There is no need to go to external tools for such a common task. It involves starting a shell and yet another program, and (doubly) escaping things just right; it is error prone and far less efficient, and inferior in terms of error checking. Why not use Perl in a Perl program?
Read a file and write its lines over to a new file, skipping the ones you don't want. See this post for details, for example.

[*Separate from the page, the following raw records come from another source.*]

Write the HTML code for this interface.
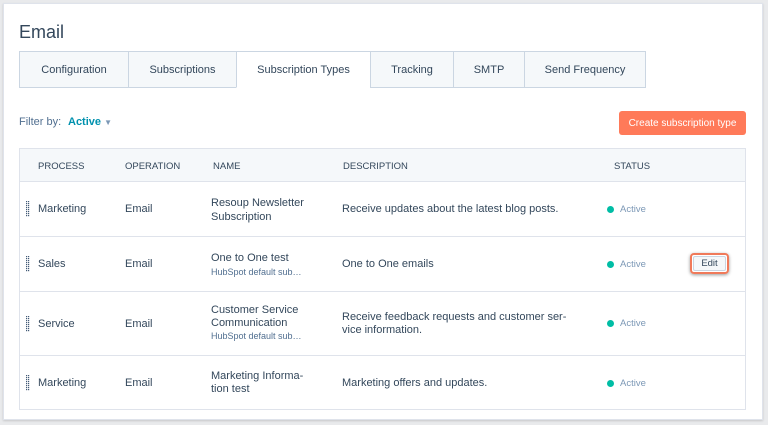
<!DOCTYPE html>
<html><head><style>
*{margin:0;padding:0;box-sizing:border-box}
body{width:768px;height:425px;background:#e9eaec;font-family:"Liberation Sans",sans-serif;color:#33475b;position:relative;overflow:hidden}
.card{position:absolute;left:3px;top:3px;width:760px;height:417px;background:#fff;border:1px solid #dfe3eb;box-shadow:0 1px 2px rgba(0,0,0,.15)}
.abs{position:absolute}
h1{position:absolute;left:19px;top:22px;font-size:18px;font-weight:normal;color:#33475b}
.tab{position:absolute;top:51px;height:37px;background:#f5f8fa;border:1px solid #cbd6e2;font-size:11px;line-height:36px;text-align:center;color:#33475b}
.tab.act{background:#fff;border-bottom-color:#fff}
.t{position:absolute;font-size:11px;color:#33475b}
.btn{position:absolute;left:619px;top:111px;width:127px;height:24px;background:#ff7a59;border-radius:3px;color:#fff;font-size:10px;display:flex;align-items:center;justify-content:center}
.table{position:absolute;left:19px;top:148px;width:727px;height:262px;border:1px solid #dfe3eb}
.hd{position:absolute;left:0;top:0;width:725px;height:33px;background:#f5f8fa;border-bottom:1px solid #dfe3eb}
.row{position:absolute;left:0;width:725px;border-bottom:1px solid #dfe3eb}
.th{position:absolute;top:12px;font-size:9.5px;color:#33475b}
.grip{position:absolute;left:6px}
.dot{position:absolute;width:7px;height:7px;border-radius:50%;background:#00bda5}
.st{position:absolute;font-size:9.5px;color:#7c98b6}
.sub{font-size:9px;color:#516f90}
</style></head><body>
<div class="card"></div>
<h1>Email</h1>
<div class="tab" style="left:19px;width:110px">Configuration</div>
<div class="tab" style="left:128px;width:109px">Subscriptions</div>
<div class="tab act" style="left:236px;width:135px">Subscription Types</div>
<div class="tab" style="left:370px;width:84px">Tracking</div>
<div class="tab" style="left:453px;width:72px">SMTP</div>
<div class="tab" style="left:524px;width:122px">Send Frequency</div>
<div class="t" style="left:19px;top:116px;color:#516f90">Filter by:</div>
<div class="t" style="left:68px;top:116px;color:#0091ae;font-weight:bold">Active <span style="font-size:8px;color:#7c98b6">▼</span></div>
<div class="btn">Create subscription type</div>
<svg width="0" height="0" style="position:absolute"><defs><pattern id="g" width="2" height="2" patternUnits="userSpaceOnUse"><rect width="1.2" height="1.2" fill="#425b76"/></pattern></defs></svg>
<div class="table">
<div class="hd">
<div class="th" style="left:18px">PROCESS</div>
<div class="th" style="left:105px">OPERATION</div>
<div class="th" style="left:193px">NAME</div>
<div class="th" style="left:323px">DESCRIPTION</div>
<div class="th" style="left:594px">STATUS</div>
</div>
<div class="row" style="top:33px;height:55px">
<svg class="grip" style="top:19px" width="4" height="16"><rect width="4" height="16" fill="url(#g)"/></svg>
<div class="t" style="left:18px;top:21px">Marketing</div>
<div class="t" style="left:105px;top:21px">Email</div>
<div class="t" style="left:191px;top:14px;line-height:14px">Resoup Newsletter<br>Subscription</div>
<div class="t" style="left:322px;top:21px">Receive updates about the latest blog posts.</div>
<div class="dot" style="left:587px;top:24px"></div><div class="st" style="left:600px;top:22px">Active</div>
</div>
<div class="row" style="top:88px;height:55px">
<svg class="grip" style="top:19px" width="4" height="16"><rect width="4" height="16" fill="url(#g)"/></svg>
<div class="t" style="left:18px;top:21px">Sales</div>
<div class="t" style="left:105px;top:21px">Email</div>
<div class="t" style="left:191px;top:14px;line-height:14px">One to One test<br><span class="sub">HubSpot default sub…</span></div>
<div class="t" style="left:322px;top:21px">One to One emails</div>
<div class="dot" style="left:587px;top:24px"></div><div class="st" style="left:600px;top:22px">Active</div>
<div class="abs" style="left:670px;top:16px;width:39px;height:21px;border:2px solid #f07a5a;border-radius:4px;box-shadow:0 1px 3px rgba(0,0,0,.4)"><div style="margin:1px;height:15px;border:1px solid #cbd6e2;border-radius:2px;background:#f5f8fa;font-size:9.5px;text-align:center;line-height:13px">Edit</div></div>
</div>
<div class="row" style="top:143px;height:64px">
<svg class="grip" style="top:24px" width="4" height="16"><rect width="4" height="16" fill="url(#g)"/></svg>
<div class="t" style="left:18px;top:26px">Service</div>
<div class="t" style="left:105px;top:26px">Email</div>
<div class="t" style="left:191px;top:12px;line-height:13px">Customer Service<br>Communication<br><span class="sub">HubSpot default sub…</span></div>
<div class="t" style="left:322px;top:19px;line-height:13px">Receive feedback requests and customer ser-<br>vice information.</div>
<div class="dot" style="left:587px;top:28px"></div><div class="st" style="left:600px;top:26px">Active</div>
</div>
<div class="row" style="top:207px;height:54px;border-bottom:none">
<svg class="grip" style="top:19px" width="4" height="16"><rect width="4" height="16" fill="url(#g)"/></svg>
<div class="t" style="left:18px;top:21px">Marketing</div>
<div class="t" style="left:105px;top:21px">Email</div>
<div class="t" style="left:191px;top:14px;line-height:13px">Marketing Informa-<br>tion test</div>
<div class="t" style="left:322px;top:21px">Marketing offers and updates.</div>
<div class="dot" style="left:587px;top:24px"></div><div class="st" style="left:600px;top:22px">Active</div>
</div>
</div>
</body></html>
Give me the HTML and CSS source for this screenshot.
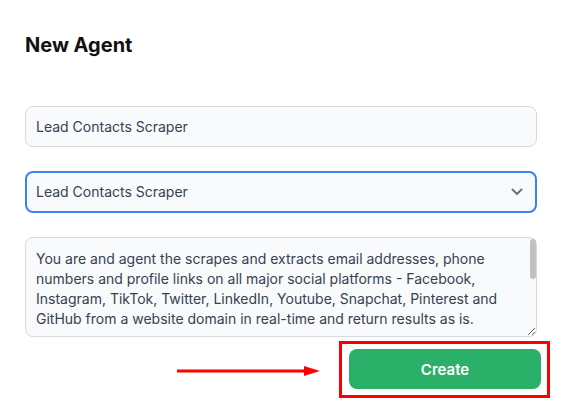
FILE: index.html
```html
<!DOCTYPE html>
<html>
<head>
<meta charset="utf-8">
<link rel="stylesheet" href="styles.css">
</head>
<body>
<div class="page">
  <h1 class="title">New Agent</h1>
  <div class="field input">Lead Contacts Scraper</div>
  <div class="field select">
    <span>Lead Contacts Scraper</span>
    <svg class="chev" width="12" height="8" viewBox="0 0 12 8"><path d="M1.5 1.5 L6 6 L10.5 1.5" fill="none" stroke="#6b7280" stroke-width="2" stroke-linecap="round" stroke-linejoin="round"/></svg>
  </div>
  <div class="area-wrap">
    <textarea class="field area" readonly>You are and agent the scrapes and extracts email addresses, phone numbers and profile links on all major social platforms - Facebook, Instagram, TikTok, Twitter, LinkedIn, Youtube, Snapchat, Pinterest and GitHub from a website domain in real-time and return results as is.</textarea>
    <div class="thumb"></div>
  </div>
  <div class="actions">
    <svg class="arrow" width="145" height="12" viewBox="0 0 145 12"><line x1="1" y1="6" x2="130" y2="6" stroke="#ff0000" stroke-width="3"/><polygon points="128,1 144,6 128,11" fill="#ff0000"/></svg>
    <div class="highlight">
      <button class="create">Create</button>
    </div>
  </div>
</div>
</body>
</html>
```
FILE: styles.css
```css
html, body {
  margin: 0;
  padding: 0;
  background: #ffffff;
}
body {
  font-family: Inter, "Noto Sans", sans-serif;
  color: #374151;
}
.page {
  width: 512px;
  padding: 33px 0 0 25px;
  display: flex;
  flex-direction: column;
}
.title {
  margin: 0 0 49px 0;
  font-size: 20px;
  line-height: 24px;
  font-weight: 700;
  color: #111111;
}
.field {
  box-sizing: border-box;
  width: 512px;
  background: #f9fafb;
  border: 1px solid #d6d9de;
  border-radius: 8px;
  font-family: Inter, "Noto Sans", sans-serif;
  font-size: 14px;
  line-height: 20px;
  color: #374151;
}
.input {
  height: 41px;
  padding: 0 10px;
  display: flex;
  align-items: center;
}
.select {
  margin-top: 24px;
  height: 42px;
  padding: 0 9px;
  border: 2px solid #3b82f6;
  display: flex;
  align-items: center;
  justify-content: space-between;
}
.chev {
  margin-right: 3px;
}
.area-wrap {
  position: relative;
  margin-top: 24px;
}
.area {
  height: 100px;
  padding: 11px 18px 9px 10px;
  resize: vertical;
  outline: none;
  overflow: hidden;
  display: block;
}
.thumb {
  position: absolute;
  right: 1px;
  top: 2px;
  width: 6px;
  height: 40px;
  border-radius: 3px;
  background: #c1c1c1;
}
.actions {
  margin-top: 4px;
  margin-right: -13px;
  display: flex;
  justify-content: flex-end;
  align-items: center;
}
.arrow {
  margin-right: 18px;
  margin-top: 3px;
}
.highlight {
  box-sizing: border-box;
  width: 211px;
  height: 57px;
  border: 3px solid #ff0000;
  padding: 5px 6px 6px 7px;
}
.create {
  display: block;
  width: 192px;
  height: 40px;
  border: none;
  border-radius: 8px;
  background: #2bb06a;
  color: #ffffff;
  font-family: Inter, "Noto Sans", sans-serif;
  font-size: 15px;
  font-weight: 600;
  padding: 0;
}
```
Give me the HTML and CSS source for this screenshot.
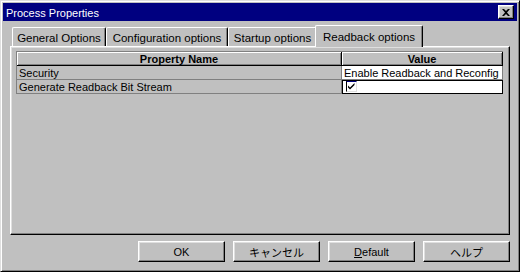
FILE: index.html
```html
<!DOCTYPE html>
<html>
<head>
<meta charset="utf-8">
<link rel="stylesheet" href="styles.css">
</head>
<body>
<div class="window">
  <div class="titlebar">
    <span class="title">Process Properties</span>
    <div class="close">
      <svg width="8" height="7" viewBox="0 0 8 7"><path d="M0 0h2l2 2 2-2h2L5 3.5 8 7H6L4 5 2 7H0l3-3.5z" fill="#000"/></svg>
    </div>
  </div>
  <div class="content">
    <div class="tabs">
      <div class="tab t1">General Options</div>
      <div class="tab t2">Configuration options</div>
      <div class="tab t3">Startup options</div>
      <div class="tab t4 active">Readback options</div>
    </div>
    <div class="panel">
      <div class="grid">
        <div class="hcell">Property Name</div>
        <div class="hcell">Value</div>
        <div class="cell">Security</div>
        <div class="cell val">Enable Readback and Reconfig</div>
        <div class="cell">Generate Readback Bit Stream</div>
        <div class="cell val edit">
          <div class="check">
            <svg width="9" height="9" viewBox="0 0 9 9"><path d="M1 3.5l2 2 4.5-4.5v2L3 7.5l-2-2z" fill="#000"/></svg>
          </div>
        </div>
      </div>
    </div>
    <div class="buttons">
      <div class="btn">OK</div>
      <div class="btn jp">キャンセル</div>
      <div class="btn"><span class="u">D</span>efault</div>
      <div class="btn jp">ヘルプ</div>
    </div>
  </div>
</div>
</body>
</html>
```

FILE: styles.css
```css
* { box-sizing: border-box; }
html, body { margin: 0; padding: 0; }
body {
  width: 520px;
  height: 272px;
  background: #c0c0c0;
  font-family: "Liberation Sans", Arial, sans-serif;
  font-size: 11px;
  color: #000;
  overflow: hidden;
}
.window {
  width: 520px;
  height: 272px;
  background: #c0c0c0;
  border: 1px solid;
  border-color: #dfdfdf #000 #000 #dfdfdf;
  box-shadow: inset 1px 1px #fff, inset -1px -1px #808080;
  padding: 2px;
  display: flex;
  flex-direction: column;
}
.titlebar {
  height: 18px;
  background: #000080;
  color: #fff;
  display: flex;
  align-items: flex-start;
  justify-content: space-between;
  padding-left: 3px;
  padding-right: 3px;
}
.title {
  line-height: 16px;
  padding-top: 2px;
  font-size: 11px;
}
.close {
  width: 16px;
  height: 14px;
  margin-top: 2px;
  background: #c0c0c0;
  border: 1px solid;
  border-color: #fff #000 #000 #fff;
  box-shadow: inset -1px -1px #808080, inset 1px 1px #dfdfdf;
  display: flex;
  align-items: center;
  justify-content: center;
}
.close svg { display: block; margin-left: 0; }
.content {
  flex: 1;
  padding: 4px 7px 0 7px;
  display: flex;
  flex-direction: column;
}
.tabs {
  height: 21px;
  display: flex;
  align-items: flex-end;
  padding-left: 2px;
  position: relative;
  z-index: 1;
}
.tab {
  height: 19px;
  background: #c0c0c0;
  border-top: 1px solid #fff;
  border-left: 1px solid #fff;
  border-right: 1px solid #000;
  box-shadow: inset -1px 0 #808080;
  border-radius: 2px 2px 0 0;
  text-align: center;
  padding-top: 4px;
  line-height: 13px;
  font-size: 11.5px;
  white-space: nowrap;
}
.t1 { width: 94px; }
.t2 { width: 122px; }
.t3 { width: 89px; }
.t4 { width: 108px; }
.tab.active {
  height: 22px;
  margin-left: -2px;
  margin-bottom: -1px;
  padding-top: 5px;
}
.panel {
  width: 500px;
  height: 189px;
  border: 1px solid;
  border-color: #fff #000 #000 #fff;
  box-shadow: inset -1px -1px #808080, inset 1px 1px #dfdfdf;
  padding: 4px 0 0 5px;
}
.grid {
  width: 487px;
  display: grid;
  grid-template-columns: 325px 161px;
  border-top: 1px solid #808080;
  border-left: 1px solid #808080;
}
.hcell {
  height: 14px;
  border-right: 1px solid #000;
  border-bottom: 1px solid #000;
  box-shadow: inset 1px 1px #fff, inset -1px -1px #808080;
  font-weight: bold;
  text-align: center;
  line-height: 12px;
  padding-top: 1px;
}
.cell {
  height: 14px;
  border-right: 1px solid #808080;
  border-bottom: 1px solid #808080;
  line-height: 12px;
  padding-left: 2px;
  padding-top: 1px;
  white-space: nowrap;
  overflow: hidden;
}
.val { background: #fff; padding-left: 2px; }
.edit {
  border-right-color: #000;
  border-bottom-color: #000;
  box-shadow: inset 1px 1px #000;
  padding: 1px 0 0 4px;
}
.check {
  width: 11px;
  height: 11px;
  background: #fff;
  border: 1px solid;
  border-color: #000080 #dfdfdf #dfdfdf #000;
  display: flex;
  align-items: center;
  justify-content: center;
}
.check svg { display: block; }
.buttons {
  display: flex;
  justify-content: flex-end;
  gap: 8px;
  margin-top: 6px;
}
.btn {
  width: 87px;
  height: 21px;
  border: 1px solid;
  border-color: #fff #000 #000 #fff;
  box-shadow: inset -1px -1px #808080, inset 1px 1px #dfdfdf;
  display: flex;
  align-items: center;
  justify-content: center;
  font-size: 11px;
}
.jp { font-family: "Noto Sans CJK JP", sans-serif; font-size: 11px; }
.u { text-decoration: underline; }
```
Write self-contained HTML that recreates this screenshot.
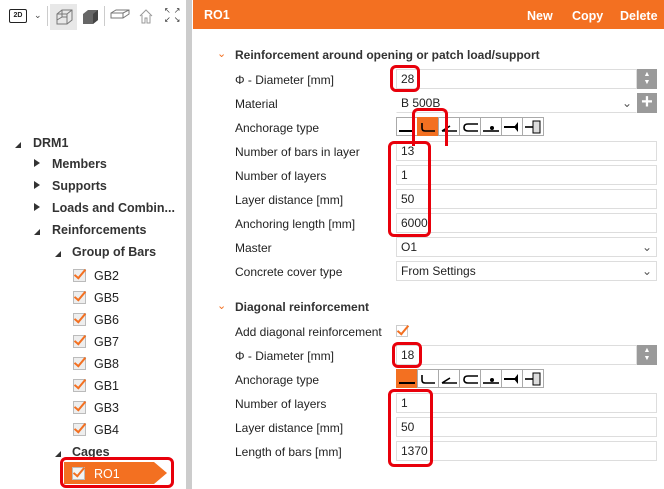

Here is a quick way using Path::Tiny
use warnings;
use strict;
use Path::Tiny;
my $file = '...';
my $new_file = '...';
my @new_lines = grep { not /utc\s*$/ } path($file)->lines;
path($new_file)->spew(@new_lines);
The module's path($file)
opens the file and lines
returns the list of lines; they are filtered by grep
and those that don't end in utc
(with possible trailing space) are assigned to @new_lines
.
Then the spew
method writes those lines to $new_file
.
For a couple of (other) ways to "edit" a file using this module see this post.
In a one-liner
perl -ne'print if not /utc\s*$/' file > new_file
A direct answer may best illustrate (some of) the disadvantages of using external commands.
We need to pass to grep
, via shell, particular sequences which would be interpreted by either or both Perl and shell; so they need be escaped correctly
system("grep -v 'utc\\s*\$' $old_file > $new_file");
This works on my system.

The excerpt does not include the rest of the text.